Jenifer Acosta, vice president of Infuse
When a property lies vacant or a valuable development project isn't being pursued, communities suffer through a loss of income going to residents, decreased tax base to the city, less available housing or valuable services, and increased crime around the abandoned property. Wayne Hofmann, the president of Infuse, says that one of their goals is to help equip entrepreneurs, developers, and investors in the Great Lakes Bay Region with the skills, resources, and connections necessary to dream up and complete community-focused projects themselves.
"I think the problem we're trying to solve are gaps in the experience of investors and developers in the region," says Hofmann. "We have developers in the region, but we don't have a critical mass of folks who are experienced in small development that want to or know how to take on the risk of developing property and attack it properly. And we have to take a regional approach because that's what it will take to get enough people interested and able to do this work. We want to bring a lot of folks together to trade ideas, trade resources, and bring everything together for the benefit of our communities."
Wayne Hofmann, vice president of Infuse
Acosta also says that providing a large of amount of resources and expertise is important to empower local residents to invest in their own communities.
"We want to offer help and give a human touch through what can be a complicated process, and so we'd like to give people all the talent, resources, and support we can to really detangle it as much as possible," she says. "It's about simplifying and showing people how they can invest in our region. The people that think 'there really ought to be...' or 'someone should do...', if they had some kind of assistance, they would be able to go and tackle those things themselves."

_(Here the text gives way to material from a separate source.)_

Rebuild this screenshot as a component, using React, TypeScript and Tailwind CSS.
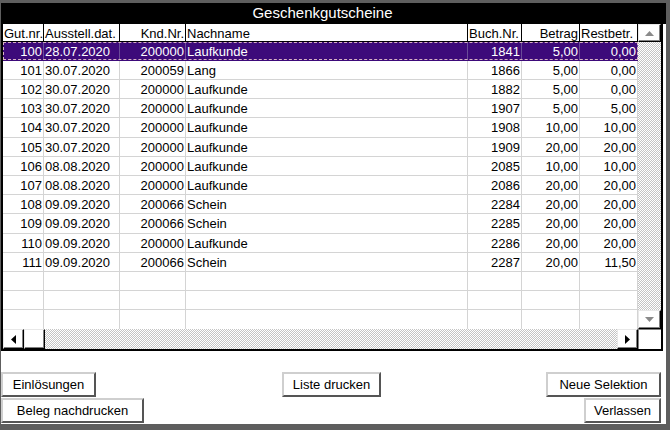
const rows = [
  ["100", "28.07.2020", "200000", "Laufkunde", "1841", "5,00", "0,00"],
  ["101", "30.07.2020", "200059", "Lang", "1866", "5,00", "0,00"],
  ["102", "30.07.2020", "200000", "Laufkunde", "1882", "5,00", "0,00"],
  ["103", "30.07.2020", "200000", "Laufkunde", "1907", "5,00", "5,00"],
  ["104", "30.07.2020", "200000", "Laufkunde", "1908", "10,00", "10,00"],
  ["105", "30.07.2020", "200000", "Laufkunde", "1909", "20,00", "20,00"],
  ["106", "08.08.2020", "200000", "Laufkunde", "2085", "10,00", "10,00"],
  ["107", "08.08.2020", "200000", "Laufkunde", "2086", "20,00", "20,00"],
  ["108", "09.09.2020", "200066", "Schein", "2284", "20,00", "20,00"],
  ["109", "09.09.2020", "200066", "Schein", "2285", "20,00", "20,00"],
  ["110", "09.09.2020", "200000", "Laufkunde", "2286", "20,00", "20,00"],
  ["111", "09.09.2020", "200066", "Schein", "2287", "20,00", "11,50"],
  ["", "", "", "", "", "", ""],
  ["", "", "", "", "", "", ""],
  ["", "", "", "", "", "", ""],
];

const headers = [
  { label: "Gut.nr.", right: false },
  { label: "Ausstell.dat.", right: false },
  { label: "Knd.Nr.", right: true },
  { label: "Nachname", right: false },
  { label: "Buch.Nr.", right: false },
  { label: "Betrag", right: true },
  { label: "Restbetr.", right: false },
];

// which data columns are right aligned
const alignRight = [true, false, true, false, true, true, true];

const cols = "grid grid-cols-[41px_76px_66px_282px_54px_58px_58px]";
const dither =
  "bg-[repeating-conic-gradient(#c4c4c4_0_25%,#ffffff_0_50%)] [background-size:2px_2px]";
const raised =
  "bg-white border border-t-[#e8e8e8] border-l-[#e8e8e8] border-b-black border-r-black shadow-[inset_-1px_-1px_0_#808080]";

function Arrow({ dir, color }: { dir: "up" | "down" | "left" | "right"; color: string }) {
  const pts = {
    up: "0,5 9,5 4.5,0",
    down: "0,0 9,0 4.5,5",
    left: "5,0 5,9 0,4.5",
    right: "0,0 0,9 5,4.5",
  }[dir];
  const w = dir === "up" || dir === "down" ? 9 : 5;
  const h = dir === "up" || dir === "down" ? 5 : 9;
  return (
    <svg width={w} height={h} viewBox={`0 0 ${w} ${h}`}>
      <polygon points={pts} fill={color} />
    </svg>
  );
}

function Btn({ label, className }: { label: string; className: string }) {
  return (
    <button
      className={`flex items-center justify-center bg-white text-[13px] text-black border-2 border-t-[#cfcfcf] border-l-[#cfcfcf] border-b-[#555555] border-r-[#555555] ${className}`}
    >
      {label}
    </button>
  );
}

export default function App() {
  return (
    <div className="w-[670px] h-[430px] bg-[#5e5e5e] pt-[3px] pl-[1px] pr-[4px] pb-[6px] font-['Liberation_Sans',Arial,sans-serif] text-black">
      <div className="flex h-full flex-col bg-white">
        <div className="flex h-[21px] items-center justify-center bg-black pr-[22px] text-[15px] text-white">
          Geschenkgutscheine
        </div>

        <div className="flex h-[327px] w-[662px] flex-col border-x-2 border-b-2 border-black">
          <div className="flex h-[305px]">
            <div className="w-[635px] overflow-hidden">
              <div className={`${cols} h-[18px] border-b border-black text-[13px] leading-[17px]`}>
                {headers.map((h) => (
                  <div
                    key={h.label}
                    className={`border-r border-black bg-white px-[1px] pt-[1px] whitespace-nowrap overflow-hidden ${h.right ? "text-right" : "text-left"}`}
                  >
                    {h.label}
                  </div>
                ))}
              </div>
              {rows.map((r, i) => {
                const sel = i === 0;
                const tall = i % 5 === 4;
                return (
                  <div
                    key={i}
                    className={`relative ${cols} ${tall ? "h-[20px] leading-[18px]" : "h-[19px] leading-[17px]"} border-b text-[13px] ${sel ? "border-[#3d0a7a] bg-[#3d0a7a] text-white" : "border-[#d4d4d4]"}`}
                  >
                    {r.map((c, j) => (
                      <div
                        key={j}
                        className={`border-r px-[1px] pt-[1px] whitespace-nowrap overflow-hidden ${sel ? "border-[#6a4c98]" : "border-[#d4d4d4]"} ${alignRight[j] ? "text-right" : "text-left"}`}
                      >
                        {c}
                      </div>
                    ))}
                    {sel && (
                      <span className="absolute inset-0 border border-dashed border-[#d9b3c4]" />
                    )}
                  </div>
                );
              })}
            </div>

            <div className="flex w-[23px] flex-col">
              <div className={`flex h-[18px] items-center justify-center ${raised}`}>
                <Arrow dir="up" color="#8a8a8a" />
              </div>
              <div className={`flex-1 ${dither}`} />
              <div className={`flex h-[19px] items-center justify-center ${raised}`}>
                <Arrow dir="down" color="#8a8a8a" />
              </div>
            </div>
          </div>

          <div className="flex h-[20px]">
            <div className={`flex w-[21px] items-center justify-center ${raised}`}>
              <Arrow dir="left" color="#000000" />
            </div>
            <div className={`w-[21px] ${raised}`} />
            <div className={`flex-1 ${dither}`} />
            <div className={`flex w-[21px] items-center justify-center ${raised}`}>
              <Arrow dir="right" color="#000000" />
            </div>
            <div className="w-[23px] border-l border-t border-[#808080] bg-white" />
          </div>
        </div>

        <div className="flex flex-1 flex-col pt-[21px] pr-[5px]">
          <div className="flex h-[25px]">
            <Btn label="Einlösungen" className="w-[95px]" />
            <Btn label="Liste drucken" className="ml-[186px] w-[99px]" />
            <Btn label="Neue Selektion" className="ml-auto w-[115px]" />
          </div>
          <div className="mt-[1px] flex h-[25px]">
            <Btn label="Beleg nachdrucken" className="w-[143px]" />
            <Btn label="Verlassen" className="ml-auto w-[77px]" />
          </div>
        </div>
      </div>
    </div>
  );
}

Minimizing risks and avoiding mistakes
The word "development" might conjure up thoughts of large-scale apartment complexes, office buildings, or subdivisions. But Infuse encourages new developers to think big about small-scale development: taking an existing building and creating a mixed-use space with a storefront and an apartment above, a duplex or a triplex.
"For example, there might be people whose bread and butter is operating a small business, but they own the building they're in. We want to provide resources that allow them to say, 'Okay, maybe I can think bigger or differently about my building', " says Chelsea Rowley, a member of the Board of Directors. "That takes a large knowledge base and a lot of time that emerging developers don't have, and I think Infuse acts to bring resources together to make the process go more smoothly for people."
Chelsea Rowley, member of the Board of Directors
Even with small projects, big mistakes can be made. Acosta says that along with simplifying the development process, Infuse also wants to help people approach their development projects in ways that minimize potential risks and the possibility of big mistakes.
"We want people to take small steps towards creating a better place to live or investing more in their community because smalls steps minimize risk," she says.
"We definitely don't want people going down a path of putting their life savings at risk," adds Hofmann. "Developers are essentially entrepreneurs, and when entrepreneurs start out, there are a lot of missteps one can take. Folks start out with great ideas for a property, but there's the potential to make a lot of mistakes, and we're here to help people navigate around those."
Creating value within communities
Hofmann says that one of the goals of the nonprofit is resist something called "capital flight", or when financial assets leave an area. He says a key strategy in that battle is helping people within an area build wealth in a way that benefits everyone.
"We have two ways we want to create value in this community. First, we want everyone to participate in wealth building. When my neighbor builds wealth, my property value goes up. Whether you're a middle-income wage earner, or you're a big developer, your property going up in value is good, because that's the place where most people have a significant portion of their wealth."
Hofmann says the second way Infuse wants help the community is by creating value through their buildings and businesses, and keeping it. "There's a lot of potential value in those empty buildings," he says. "But once they're torn down, that value disappears. We want to give people from our community an opportunity to save that value while investing in their communities."
Three examples of Infuse in action
Hofmann gives a few examples of very different projects Infuse is currently providing support for.
The Bearinger Fireproof Building in Saginaw was built in 1893, and has been sitting vacant for more than a decade. Currently owned by a city development corporation, a group of investors is looking at the property.
The Bearinger Fireproof Building in Saginaw
"Infuse is participating in that work along the Saginaw Community Foundation, so that if the investors aren't able to move forward, the community foundation and Infuse can stay engaged to catalyze that development if it doesn't happen. We're very confident it will happen, but this way we're able to take properties that are in public ownership and be part of the discussions that help activate them."
The other example Hofmann gives is of a nonprofit which recently came into ownership of an old church. "But the nonprofit's mission is not the redevelopment of properties, so we're working with them to find the highest and best use for that building," he says.
Infuse also helps facilitate projects that don't currently have a building. "A couple reached out to us with a business plan that included buying and redeveloping a property." Acosta says. "They didn't come to us already with the physical asset of a building, but we connected them with members of our advisory board, walked through properties with them, and talked them through their vision."
She also says that an additional step they take for some developers is to connect them with local business development organizations to ensure they're moving forward with a sound business plan. "We can connect them to the SBDC and other entities to encourage them to hone their business plans, take the smallest steps, and really advocate for them and support their vision in that way."
The Long Term Goal of Infuse
Infuse wants to reach beyond spaces and places they help create. "One of the things we want to accomplish is encouraging people to stay, live, and work in the area,” says Acosta. “We want to let people know that if they choose to invest themselves here, there are people working hard collaboratively and as a community to create jobs for them, housing to live in, and the kind of community they will want to stay in as they continue to age. We want them to see that the community is worth their time, talent, money, and expertise."
Hofmann says he hopes to help reverse a trend. “I’ve seen a generation of people in boardrooms lamenting ‘I wish my kids would have stayed in the area’, but those kids weren’t necessarily encouraged to stay,” he says. “We want to make that happen.”